AFP commissioner Andrew Colvin at a media conference today.

The nation’s top cop cannot guarantee Australians never again will be executed for drug offences based on information police pass onto authorities in other countries.

But Australian Federal Police commissioner Andrew Colvin regrets that Indonesia went ahead with the “unnecessary” executions of Bali Nine ringleaders Andrew Chan and Myuran Sukumaran.

“It was tragic what happened last week,” he told reporters during an hour-long media conference in Canberra on Monday, breaking the AFP’s long silence on the matter.

Colvin said he understood the community’s anger about the role police played in passing along information to Indonesian authorities in 2005.

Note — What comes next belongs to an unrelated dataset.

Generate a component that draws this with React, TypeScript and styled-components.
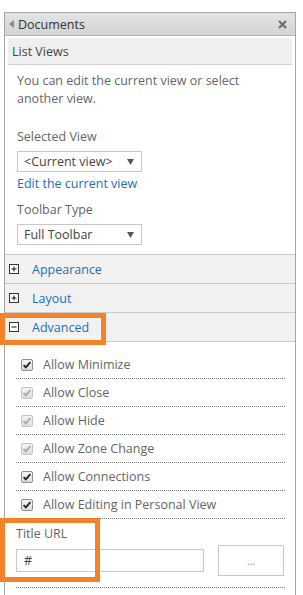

But Australian police worked closely with many countries in the region to dent the supply of narcotics and it was a “hard reality” that many of those nations still imposed the death penalty.

“I wish I could assure you that this scenario could never happen again but I cannot,” he said.

Police couldn’t limit co-operation just to countries that had a similar judicial system or anti-drug policies.

Deputy commissioner Mike Phelan, who was in charge of the initial investigation, said Australian police asked Indonesia to help investigate the Bali Nine knowing it may lead to them facing the death penalty.

“If anybody thinks that over the last 10 years I haven’t agonised over this decision, then they don’t know me,” he said.

Colvin said the stronger guidelines now in place around working with countries that have the death penalty meant if police were faced with an identical case today they would have to take different factors into account.

He denied policed had “shopped” the Australians in order to curry favour with the Indonesians to get greater co-operation on other investigations, saying the notion was “fanciful and offensive”.

At the time of the arrests in 2005 police did not have a complete picture of the drug syndicate and its plans, Mr Colvin said.

After the nine arrests were made in Indonesia, information gathered by police there led to six more arrests in Australia, which attracted little attention.

The AFP never promised the family of Scott Rush, who is serving a life sentence in Indonesia for his part in the crime, that he would be prevented from leaving Australia in exchange for the information they passed on to police.

Rush had been linked to the syndicate in three separate ways during the investigation.

“If Scott Rush’s father or his lawyer acting on his behalf had never made contact with the AFP, we would still be in exactly the same position we are today,” Phelan said.